(Universal Pictures) I am embarrassed to admit that I laughed through most of this film...like admitting that I used to like soap operas (this was in early days of great distress -- junk food for the overstressed mind). The film is contrived and unbelievable, but hey, I felt the way I did when I was a kid and went to a double feature-cum-cliff-hanger matinee with a baggie lunch (...friends, I am an old broad. This was back in 1935). I just sat back and enjoyed it.
So...a middle-aged Meryl Streep, successful, runs a great bakery, lives in a wonderful house, has three incredible children (meaning that they are not real since they look good, behave wonderfully, love their mommy and divorced daddy, and are incredibly cute and adorable). When the girls give mommy a super-hug, older guy says, "Oh gosh," and throws himself in for the lovey-lovey. I kept laughing and asking myself, "What the hell are you enjoying here?" Well, I loved Hellboy and his romantic attachment to the lady who ignites when she's pissed, so why not?
Streep is a classy lady who looks wonderful except for one tiny droop of the eyelid, and she goes to the plastic surgeon but then learns that they must lift the entire forehead, giving six months of headaches (entirely untrue). She's ten years divorced from the guy who married a very young, sexy, rather bitchy creature with a small, very misbehaving son. Wife now demands another child from this old-guy husband and makes him sit with a porn magazine in the fertility clinic to bring forth a sperm sample. Streep's kids claim that they've not yet recovered from the divorce -- oh come on. So she and her ex meet at a graduation, they get drunk, have a really hot affair. Evidently, she has something homey and satisfying that the young sexpot does not, and the exes become lovers.
What's interesting is Alec Baldwin's good-natured willingness to display his big bulky overweight body. Shades of the slender-er, handsome self of Beetlejuice, he joyfully lies naked on the bedsheets displaying his sexual self-confidence. He's just fun to watch.
So they begin to date. Streep is now "the other woman" and she's spotted by one of the young gang at their assignation hotel. To confound the simplicity of it all, an architect comes to plan an addition to her already gorgeous home. To demonstrate the nature of the film (to anybody who has ever built an addition), she two-second-glances over the complicated plans and "Ohhs" and "Ahhs," "Oh isn't this great" and "I love this" and "Just move this wall twenty feet." In the same way, the architect (Steve Martin playing not-funny) asks for a chocolate croissant, and she reaches into the flour jar and, in a nano-second, whips up and rolls out excellent pastry dough, slams on some chocolate, pops it in the oven and voila. Not even a messed counter.

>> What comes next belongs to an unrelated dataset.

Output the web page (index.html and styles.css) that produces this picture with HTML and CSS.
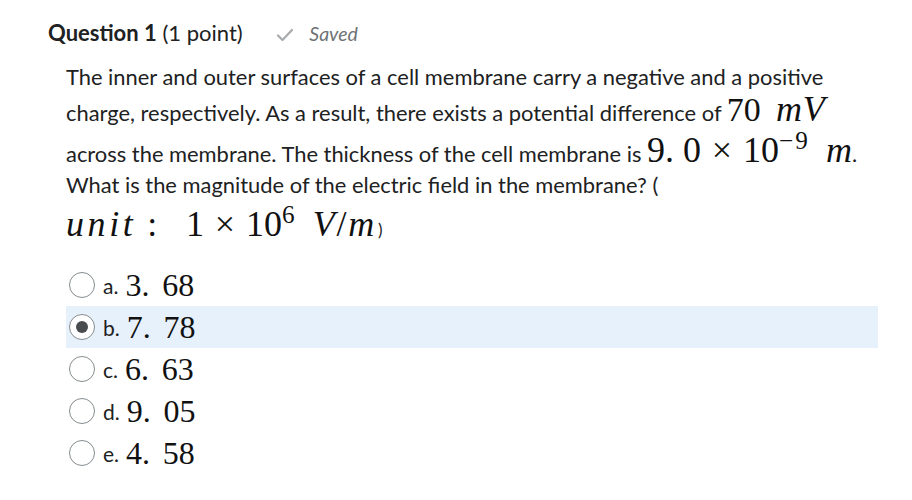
FILE: index.html
```html
<!DOCTYPE html>
<html>
<head>
<meta charset="utf-8">
<link rel="stylesheet" href="styles.css">
</head>
<body>
<div class="page">
  <div class="qhead">
    <span class="qtitle">Question 1</span>
    <span class="qpoints">(1 point)</span>
    <span class="saved">
      <svg class="check" width="18" height="14" viewBox="0 0 18 14"><polyline points="2,7.5 6.5,12 16,2" fill="none" stroke="#a8abae" stroke-width="2.2" stroke-linecap="round" stroke-linejoin="round"/></svg>
      <em>Saved</em>
    </span>
  </div>
  <div class="qbody">
    <div class="stem">
      <div class="line l1">The inner and outer surfaces of a cell membrane carry a negative and a positive</div>
      <div class="line l2">charge, respectively. As a result, there exists a potential difference of <span class="m m2">70<span class="sp"></span><i class="mv">mV</i></span></div>
      <div class="line l3">across the membrane. The thickness of the cell membrane is <span class="m m3">9.<span class="th"></span>0<span class="bin">×</span>10<sup>−9</sup><span class="sp"></span><i>m</i></span>.</div>
      <div class="line l4">What is the magnitude of the electric field in the membrane? (</div>
      <div class="line l5"><span class="m m5"><i class="wide">unit</i><span class="rel">:</span>1<span class="bin">×</span>10<sup>6</sup><span class="sp"></span><i>V</i><span class="slash">/</span><i class="wide">m</i></span><span class="paren">)</span></div>
    </div>
    <div class="options">
      <div class="opt"><span class="radio"></span><span class="lbl">a.</span><span class="m num">3.<span class="th"></span>68</span></div>
      <div class="opt sel"><span class="radio on"></span><span class="lbl">b.</span><span class="m num">7.<span class="th"></span>78</span></div>
      <div class="opt"><span class="radio"></span><span class="lbl">c.</span><span class="m num">6.<span class="th"></span>63</span></div>
      <div class="opt"><span class="radio"></span><span class="lbl">d.</span><span class="m num">9.<span class="th"></span>05</span></div>
      <div class="opt"><span class="radio"></span><span class="lbl">e.</span><span class="m num">4.<span class="th"></span>58</span></div>
    </div>
  </div>
</div>
</body>
</html>
```
FILE: styles.css
```css
html, body {
  margin: 0;
  padding: 0;
  background: #ffffff;
}
body {
  font-family: Lato, "Noto Sans", sans-serif;
  color: #202122;
}
.page {
  padding: 17.5px 0 0 48px;
}
.qhead {
  height: 30px;
  line-height: 30px;
  font-size: 22px;
  white-space: nowrap;
}
.qtitle {
  font-weight: 700;
}
.qpoints {
  font-weight: 400;
}
.saved {
  margin-left: 28px;
  color: #6e7376;
  font-size: 19.5px;
}
.saved em {
  margin-left: 10px;
}
.check {
  vertical-align: -1px;
}
.qbody {
  margin-left: 18px;
}
.stem {
  font-size: 21.9px;
  white-space: nowrap;
}
.line {
  height: 30px;
  line-height: 30px;
}
.l1 { margin-top: 14.5px; }
.l2 { margin-top: 6px; }
.l3 { margin-top: 11px; }
.l4 { margin-top: 1px; }
.l5 { margin-top: 13px; }
.m {
  font-family: "Liberation Serif", "DejaVu Serif", serif;
  line-height: 0;
  color: #111;
}
.m i {
  font-style: italic;
}
.m sup {
  font-size: 0.7em;
  line-height: 0;
  vertical-align: 0.5em;
  letter-spacing: 0.08em;
}
.sp {
  display: inline-block;
  width: 0.45em;
}
.th {
  display: inline-block;
  width: 0.25em;
}
.bin {
  margin: 0 0.3em;
}
.rel {
  margin: 0 0.8em 0 0.3em;
  font-style: normal;
}
.wide {
  letter-spacing: 0.1em;
}
.mv {
  letter-spacing: 0.02em;
  font-size: 1.06em;
}
.slash {
  margin: 0 0.05em;
}
.m2 { font-size: 34px; }
.m3 { font-size: 36px; }
.m5 { font-size: 36px; }
.paren { font-size: 17px; }
.options {
  margin-top: 21px;
  width: 812px;
}
.opt {
  height: 42px;
  display: flex;
  align-items: center;
  padding-left: 3px;
}
.opt.sel {
  background: #e7f1fb;
}
.radio {
  box-sizing: border-box;
  width: 26px;
  height: 26px;
  border: 1.5px solid #868c8f;
  border-radius: 50%;
  background: #fff;
  position: relative;
  flex: none;
}
.radio.on::after {
  content: "";
  position: absolute;
  left: 50%;
  top: 50%;
  width: 12px;
  height: 12px;
  margin: -6px 0 0 -6px;
  border-radius: 50%;
  background: #494c4e;
}
.lbl {
  font-size: 21px;
  margin-left: 8px;
  margin-right: 7px;
}
.num {
  font-size: 32px;
  line-height: 1;
}
.num .th {
  width: 0.4em;
}
```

It's so frothy and so artificial, but wasn't also Sex and the City? One gal leaves her husband for dallying once with another woman when she hasn't had time for sex in six months? What, it's his fault? And the final reconciliation scene takes place on a carpeted closet floor. Where else in a high couture movie?
But it's funny, so I admit I was shamelessly laughing. There is a seminal scene (I think I've chosen the right adjective) where a hot-and-ready-to-go Baldwin lies naked in bed, awaiting, while an open laptop is photographing his whatsit, and from the size of his bulky body, one would expect...but let me not give spoilers. Unfortunately, after that scene, the air sort of goes out of the balloon.
But what the hell? It's entertainment...and I was entertained by what I guess is a junk food movie. But oh the attraction of junk food. I remember Mt. Vernon Junior High cafeteria corned-beef hash full of suet and hyper-salted brown gravy (wish I had some of that goop right this minute!).
It's Complicated isn't. But honestly, I had a good laugh. Do me something.